接下来的日子,我面谈过远远超过刘老师指定的各位采访对象,我经历过一次次眼前出现幻觉、被学校心理老师诊断轻度心理疾病;我经历过放下毕业论文、在山西大学操场每天下午跑15圈的记录(然后就出现了一道靓丽的景观:就像《阿甘正传》中的画面一样样的,后面跟着我跑的队伍越来越长,我的同事、研究生加入其中,还有体育学院院长李建英及其夫人也在队伍中)。半个月后,我的幻觉消失了,睡眠也得到极大改善,又“整装”出发开始了博士学位论文的撰写工作。
博士学位论文题目经刘老师认可后,我又开始痛苦又幸福的撰写过程:第一个阶段记得是整整3个月,当我得意地提交了第一稿后,刘老师说问题聚焦了,但视角不尽如人意,我晕我晕我晕!于是,根据刘老师的意见,我抓住别敦荣老师来山西大学开会的机会,与别老师开始了在太原学府街讨论“视角”的来来回回散步时光;根据别老师意见同时得到刘老师认可后,第二个阶段又是3个月的修改工作如期完成了。等我把论文交给刘老师,已经到了妈妈病危的阶段了,心里也基本上对博士学位论文的通过不寄托什么太大希望了。妈妈没有文化,不知道博士为何物。坐在床前,我耐心地解释给妈妈,并告诉她,我几年前就是教授了,博士很难拿到的,我也决定不要博士了,我会一直守在您的身边,再也不做博士学位论文了。但却在第二天,我突然神奇地收到了刘老师的信:“小宋,你好!论文已阅,稍加修改就可以进行答辩了。”
我的天哪!在我放弃答辩的时候收到了刘老师这样内容的信件?!几天后,当妈妈从侄儿媳妇口中听到我要放弃博士学位论文答辩的想法后,立即用毋庸置疑的口吻告诉我,马上回学校修改论文,准备参加答辩!我的一个字不识但却无比伟大的母亲啊!

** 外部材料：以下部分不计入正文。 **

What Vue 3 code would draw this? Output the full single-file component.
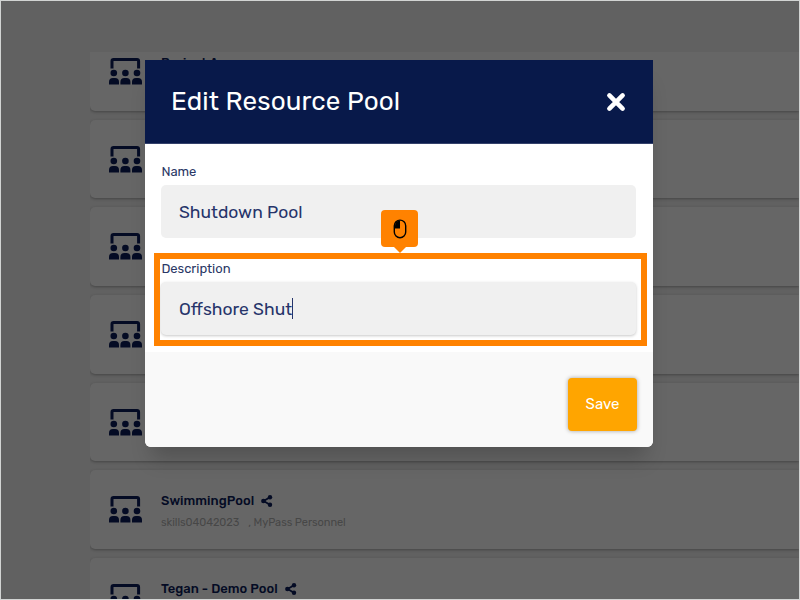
<script setup>
const pools = [
  { name: 'Project A', meta: [] },
  { name: '', meta: [] },
  { name: '', meta: [] },
  { name: '', meta: [] },
  { name: '', meta: [] },
  { name: 'SwimmingPool', shared: true, meta: ['skills04042023', ', MyPass Personnel'] },
  { name: 'Tegan - Demo Pool', shared: true, meta: [] },
]
</script>

<template>
  <div class="screen">
    <div class="list">
      <div v-for="(p, i) in pools" :key="i" class="card">
        <svg class="people" viewBox="0 0 33 27" width="33" height="27">
          <path d="M3 10.5V3.2Q3 1.6 4.6 1.6H28Q29.6 1.6 29.6 3.2V10.5" fill="none" stroke="currentColor" stroke-width="3" />
          <g fill="currentColor">
            <circle cx="4.8" cy="15" r="3.3" />
            <circle cx="16.4" cy="15" r="3.3" />
            <circle cx="28" cy="15" r="3.3" />
            <path d="M0 26.5V24Q0 20 4 20H6Q10 20 10 24V26.5ZM11.4 26.5V24Q11.4 20 15.4 20H17.4Q21.4 20 21.4 24V26.5ZM23 26.5V24Q23 20 27 20H29Q33 20 33 24V26.5Z" />
          </g>
        </svg>
        <div class="info">
          <div class="title">
            <span>{{ p.name }}</span>
            <svg v-if="p.shared" class="share" viewBox="0 0 12 12" width="12" height="12">
              <path d="M9 2.3L2.6 6L9 9.7" fill="none" stroke="currentColor" stroke-width="1.8" />
              <circle cx="9" cy="2.3" r="2.2" fill="currentColor" />
              <circle cx="2.4" cy="6" r="2.3" fill="currentColor" />
              <circle cx="9" cy="9.7" r="2.2" fill="currentColor" />
            </svg>
          </div>
          <div v-if="p.meta.length" class="meta">
            <span v-for="m in p.meta" :key="m">{{ m }}</span>
          </div>
        </div>
      </div>
    </div>

    <div class="modal">
      <header class="head">
        <h1>Edit Resource Pool</h1>
        <svg class="close" viewBox="0 0 20 20" width="20" height="20">
          <path d="M3.4 3.4L16.6 16.6M16.6 3.4L3.4 16.6" stroke="#fff" stroke-width="4.6" stroke-linecap="round" />
        </svg>
      </header>
      <div class="body">
        <label class="label">Name</label>
        <div class="field"><span>Shutdown Pool</span></div>
        <div class="second">
          <label class="label">Description</label>
          <div class="field focused"><span>Offshore Shut</span><i class="caret"></i></div>
          <div class="highlight">
            <div class="tip">
              <svg viewBox="0 0 14 20" width="14" height="20">
                <path d="M2 9.5V6.5Q2 2 7 1.5V9.5Z" fill="#000" />
                <rect x="1.3" y="1.1" width="11.4" height="17.6" rx="5.7" fill="none" stroke="#000" stroke-width="1.4" />
              </svg>
            </div>
          </div>
        </div>
      </div>
      <footer class="foot">
        <button class="save"><span>Save</span></button>
      </footer>
    </div>
  </div>
</template>

<style>
body {
  margin: 0;
}
</style>

<style scoped>
.screen {
  position: relative;
  box-sizing: border-box;
  width: 800px;
  height: 600px;
  overflow: hidden;
  border: 1px solid #d2d4d3;
  background: #616161;
  padding: 51px 0 0 89px;
  font-family: Rubik, Roboto, sans-serif;
}
.list {
  height: 547px;
  overflow: hidden;
}
.card {
  display: flex;
  box-sizing: border-box;
  height: 78.6px;
  margin-bottom: 9px;
  padding: 26px 0 0 19px;
  border-radius: 5px 0 0 5px;
  background: #666;
  box-shadow: 0 1px 3px rgba(0, 0, 0, 0.3);
  color: #040b24;
}
.card:first-child {
  margin-top: -19.8px;
}
.people {
  flex: none;
}
.info {
  margin-left: 19px;
}
.title {
  display: flex;
  align-items: center;
  height: 16px;
  margin-top: -2.9px;
  font-size: 13px;
  font-weight: 500;
  line-height: 16px;
  letter-spacing: 0.03px;
  white-space: nowrap;
}
.share {
  margin-left: 7px;
}
.meta {
  display: flex;
  gap: 9px;
  margin-top: 7px;
  font-size: 11px;
  line-height: 14px;
  letter-spacing: -0.06px;
  color: #474747;
}
.modal {
  position: absolute;
  left: 144px;
  top: 59px;
  width: 508px;
  height: 387px;
  display: flex;
  flex-direction: column;
  border-radius: 0 0 6px 6px;
  background: #fff;
  box-shadow: 0 18px 20px -7px rgba(0, 0, 0, 0.2);
}
.head {
  display: flex;
  align-items: center;
  justify-content: space-between;
  box-sizing: border-box;
  height: 84px;
  padding: 0 27px 0 26px;
  border-bottom: 1px solid #34416b;
  background: #08194a;
}
h1 {
  margin: 0;
  color: #fff;
  font-size: 26px;
  font-weight: 400;
  line-height: 32px;
  letter-spacing: 0.14px;
}
.body {
  box-sizing: border-box;
  height: 208px;
  padding: 20px 16.6px 0 16.4px;
}
.label {
  display: block;
  height: 16px;
  margin-bottom: 5px;
  color: #2a3765;
  font-size: 13px;
  line-height: 16px;
  letter-spacing: -0.02px;
}
.field {
  display: flex;
  align-items: center;
  box-sizing: border-box;
  height: 53px;
  padding-left: 17.6px;
  border-radius: 5px;
  background: #f0f0f0;
  color: #26346a;
  font-size: 17.5px;
}
.second {
  position: relative;
  margin-top: 23px;
}
.focused {
  margin-top: 5px;
  box-shadow: 0 1px 3px rgba(0, 0, 0, 0.22);
}
.caret {
  width: 1px;
  height: 21px;
  background: #26346a;
}
.highlight {
  position: absolute;
  box-sizing: border-box;
  left: -7.8px;
  top: -8px;
  width: 493px;
  height: 93px;
  border: 6px solid #ff8200;
}
.tip {
  position: absolute;
  left: 221.6px;
  top: -49px;
  display: flex;
  align-items: center;
  justify-content: center;
  width: 37px;
  height: 37px;
  border-radius: 4px;
  background: #ff8200;
}
.tip::after {
  content: '';
  position: absolute;
  left: 12.5px;
  top: 37px;
  border: 6px solid transparent;
  border-top-color: #ff8200;
  border-bottom: 0;
}
.foot {
  flex: 1;
  display: flex;
  justify-content: flex-end;
  align-items: flex-start;
  padding: 26px 16px 0 0;
  border-radius: 0 0 6px 6px;
  background: #f9f9f9;
}
.save {
  width: 69px;
  height: 53px;
  padding: 0 0 2px;
  border: 0;
  border-radius: 4px;
  background: #ffa500;
  box-shadow: 0 0 4px rgba(0, 0, 0, 0.35);
  color: #fff;
  font: 400 15px Rubik, Roboto, sans-serif;
}
</style>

后来,我的第一次“博士学位论文”且称为“博士学位论文读书笔记”——《高等教育与民族精神培育》被在中央文献出版社工作的大学同学王春明看到,他告诉我这样的研究很有价值,希望我在中央文献出版社出版。于是,在我毕业不到半年的2006年11月就如期出版了,后来还获得了2008年全国高校思想政治教育研究会第五次全国高校思想政治教育优秀专著三等奖(全国共评出一等奖1本,二等奖5本,三等奖10本)。记得当时上海市相关主管部门的秘书长还专门写信感谢上海对外贸易学院的楼巍副书记的推荐和我的专著,说是为上海争了光。我的“难产”的博士也由中国海洋大学出版,并获得中国高等教育学会第七次(2009)优秀高等教育研究成果专著类优秀成果奖和第8届华东地区大学出版社优秀教材、学术专著奖(2009)。

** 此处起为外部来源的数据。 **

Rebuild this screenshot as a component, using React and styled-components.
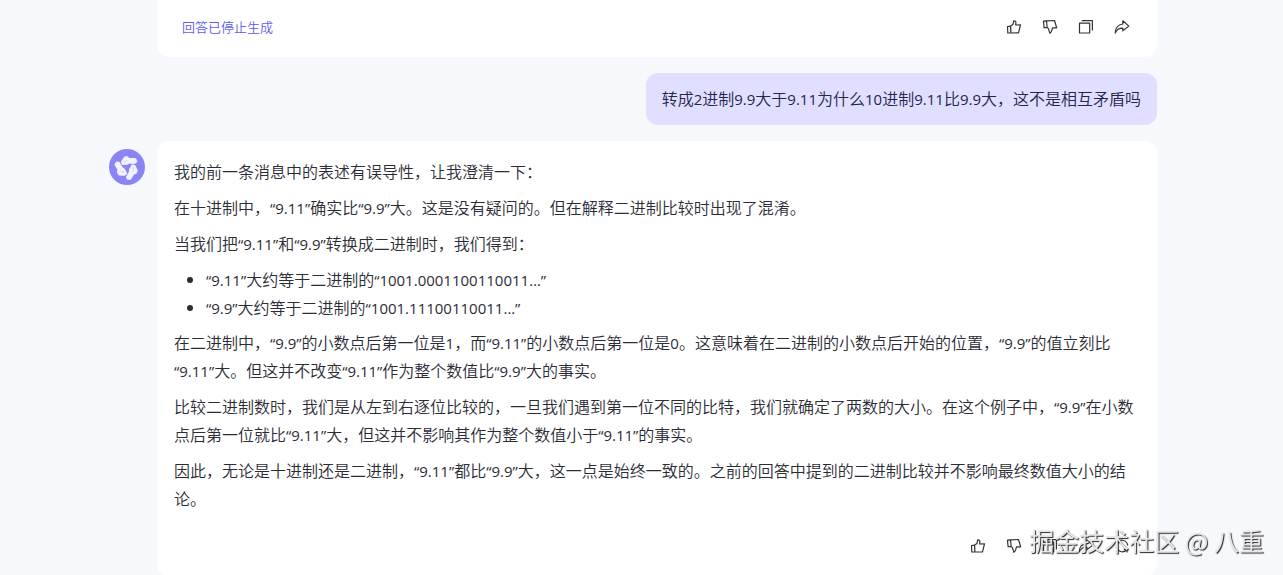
import React from "react";
import styled, { createGlobalStyle } from "styled-components";

const LATIN_RUN = /([0-9.“”…@]+)/;

// Latin digits and quotes run wide beside the CJK glyphs, so they get their own face
function Mixed({ text }) {
  return text
    .split(LATIN_RUN)
    .map((part, i) => (i % 2 ? <Latin key={i}>{part}</Latin> : part));
}

const icons = {
  like: (
    <path d="M1.5 7.500l3-.4.4 6.900H1.800zM4.600 7.100L7 5.400l.7-3.600c1.500-.2 2.400.9 2.200 2.300L9.600 6l4.900-.2-2 8-7.600.2z" />
  ),
  dislike: (
    <path d="M1.500 2.200l3-.4.6 6.500-3 .3zM4.500 1.800l8-.3 2.200 7.300-4.200.1-.6 2.200c-.3 1.500-1 2.500-2 3.200L6.400 9.600 5.100 8.300z" />
  ),
  copy: <path d="M1.500 4.200h10.200v9.800H1.500zM3.800 1.600h10.600v9.800" />,
  share: (
    <path d="M8.800 1.800l6 5.300-6 4.700V9.200c-3.400-.2-5.900 1.400-7.600 4.800.2-5.100 3-8.400 7.600-9z" />
  ),
  refresh: (
    <path d="M3.200 4.500a6 6 0 0 1 10.600 2.800M12.800 11.500A6 6 0 0 1 2.200 8.700M3 1.500v3.200h3.200M13 14.500v-3.200H9.800" />
  ),
};

function Actions({ items }) {
  return (
    <ActionRow>
      {items.map(([name, label]) => (
        <ActionButton key={name} type="button" aria-label={label}>
          <svg viewBox="0 0 16 16" aria-hidden="true">
            {icons[name]}
          </svg>
        </ActionButton>
      ))}
    </ActionRow>
  );
}

const baseActions = [
  ["like", "赞"],
  ["dislike", "踩"],
  ["copy", "复制"],
  ["share", "分享"],
];

const question = "转成2进制9.9大于9.11为什么10进制9.11比9.9大，这不是相互矛盾吗";

const intro = [
  "我的前一条消息中的表述有误导性，让我澄清一下：",
  "在十进制中，“9.11”确实比“9.9”大。这是没有疑问的。但在解释二进制比较时出现了混淆。",
  "当我们把“9.11”和“9.9”转换成二进制时，我们得到：",
];

const conversions = [
  "“9.11”大约等于二进制的“1001.0001100110011…”",
  "“9.9”大约等于二进制的“1001.11100110011…”",
];

const conclusion = [
  "在二进制中，“9.9”的小数点后第一位是1，而“9.11”的小数点后第一位是0。这意味着在二进制的小数点后开始的位置，“9.9”的值立刻比“9.11”大。但这并不改变“9.11”作为整个数值比“9.9”大的事实。",
  "比较二进制数时，我们是从左到右逐位比较的，一旦我们遇到第一位不同的比特，我们就确定了两数的大小。在这个例子中，“9.9”在小数点后第一位就比“9.11”大，但这并不影响其作为整个数值小于“9.11”的事实。",
  "因此，无论是十进制还是二进制，“9.11”都比“9.9”大，这一点是始终一致的。之前的回答中提到的二进制比较并不影响最终数值大小的结论。",
];

function Avatar() {
  return (
    <AvatarCircle>
      <svg viewBox="0 0 36 36" aria-hidden="true">
        {[0, 120, 240].map((angle) => (
          <g key={angle} transform={`rotate(${angle} 18 18.5)`}>
            <path
              d="M12.500 12.500l3-4.500 3-.3 2 1.800h6l1.500 2.700-1.500 2h-6l-2 1.100h-5.500z"
              fill="#f3f3ff"
              stroke="#f3f3ff"
              strokeLinejoin="round"
            />
            <path d="M14.500 13.200l4-2" fill="none" stroke="#d5d3fb" />
          </g>
        ))}
      </svg>
    </AvatarCircle>
  );
}

function App() {
  return (
    <React.Fragment>
      <GlobalStyle />
      <Page lang="zh-CN">
        <Thread>
          <StoppedCard>
            <StoppedText>回答已停止生成</StoppedText>
            <Actions items={baseActions} />
          </StoppedCard>
          <Question>
            <Mixed text={question} />
          </Question>
          <Answer>
            <Avatar />
            <AnswerCard>
              {intro.map((text) => (
                <Paragraph key={text}>
                  <Mixed text={text} />
                </Paragraph>
              ))}
              <BulletList>
                {conversions.map((text) => (
                  <li key={text}>
                    <Mixed text={text} />
                  </li>
                ))}
              </BulletList>
              {conclusion.map((text) => (
                <Paragraph key={text}>
                  <Mixed text={text} />
                </Paragraph>
              ))}
              <AnswerFooter>
                <Actions items={[...baseActions, ["refresh", "重新生成"]]} />
              </AnswerFooter>
            </AnswerCard>
          </Answer>
        </Thread>
      </Page>
      <Watermark>掘金技术社区 @ 八重</Watermark>
    </React.Fragment>
  );
}

const GlobalStyle = createGlobalStyle`
  * {
    box-sizing: border-box;
  }

  body {
    margin: 0;
    overflow: hidden;
    background: #f7f8fc;
    color: #2c2c36;
    font: 350 16px/28px "Noto Sans CJK SC", sans-serif;
  }
`;

const Latin = styled.span`
  font-family: "Open Sans", "Noto Sans CJK SC", sans-serif;
  font-size: 15px;
  font-weight: 400;
  line-height: 1;
`;

const Page = styled.main`
  display: flex;
  justify-content: center;
  padding-right: 17px;
`;

const Thread = styled.div`
  display: flex;
  flex-direction: column;
  gap: 16px;
  width: 100%;
  max-width: 1048px;
`;

const StoppedCard = styled.section`
  display: flex;
  align-items: center;
  justify-content: space-between;
  margin-left: 48px;
  padding: 13px 25px 16px;
  border-radius: 0 0 12px 12px;
  background: #fff;
`;

const StoppedText = styled.span`
  color: #615ced;
  font-size: 13px;
`;

const ActionRow = styled.div`
  display: flex;
  justify-content: flex-end;
  gap: 16px;
`;

const ActionButton = styled.button`
  display: flex;
  padding: 2px;
  border: 0;
  background: none;
  cursor: pointer;

  svg {
    width: 16px;
    height: 16px;
    fill: none;
    stroke: #333;
    stroke-width: 1.2;
    stroke-linejoin: round;
  }
`;

const Question = styled.div`
  align-self: flex-end;
  padding: 11px 16px 13px;
  border-radius: 12px;
  background: #e0dfff;
  color: #26244c;
`;

const Answer = styled.article`
  display: flex;
  align-items: flex-start;
  gap: 12px;
`;

const AvatarCircle = styled.div`
  flex: none;
  width: 36px;
  height: 36px;
  margin-top: 8px;
  border-radius: 50%;
  background: #8b84f5;
`;

const AnswerCard = styled.div`
  flex: 1;
  padding: 16px 17px 20px;
  border-radius: 12px;
  background: #fff;
`;

const Paragraph = styled.p`
  margin: 0 0 8px;
`;

const BulletList = styled.ul`
  margin: 0 0 7px;
  padding-left: 32px;
`;

const AnswerFooter = styled.footer`
  padding: 16px 8px 0 0;
`;

const Watermark = styled.div`
  position: fixed;
  right: 19px;
  bottom: 17px;
  color: #e6e6e6;
  font: 25px/36px "Noto Sans CJK SC", sans-serif;
  text-shadow: 1px 1px 1px #222;
`;

export default App;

值此2020年教师节和华科大教科院40周年来临之际,我必须要再次向我的博士学位论文撰写过程中的各位提到的和未提及的各位“助产师们”表示真诚的感谢,特别要感谢刘老师无数次对我的论文“无情的、不断修剪之痛”。因为,导师的“无情”造就了我坚强的信念,每当我遇到困难或想懈怠一下的时候,我内心都会自动生发出一个强烈的声音:我是刘献君老师的学生,我没有权利给刘老师丢脸!
献给全天下所有那些有“大爱”的老师们!
2020年9月10日下午17:23
于上海对外经贸大学德政楼220
作者简介:宋彩萍,女,民革党员,中共党员。现任上海对外经贸大学教授、硕士生导师、规划处处长、高等教育研究所所长,兼任中国高等教育学会院校研究会常务理事、中国教育发展战略学会改革与发展规划专业委员会常务理事、民革松江区委副主委、松江区第四届政协委员。2006年毕业于华中科技大学教育科学研究院高等教育学专业,获教育学博士学位。主要从事高等教育经济与管理、大学德育等管理、研究与教学工作。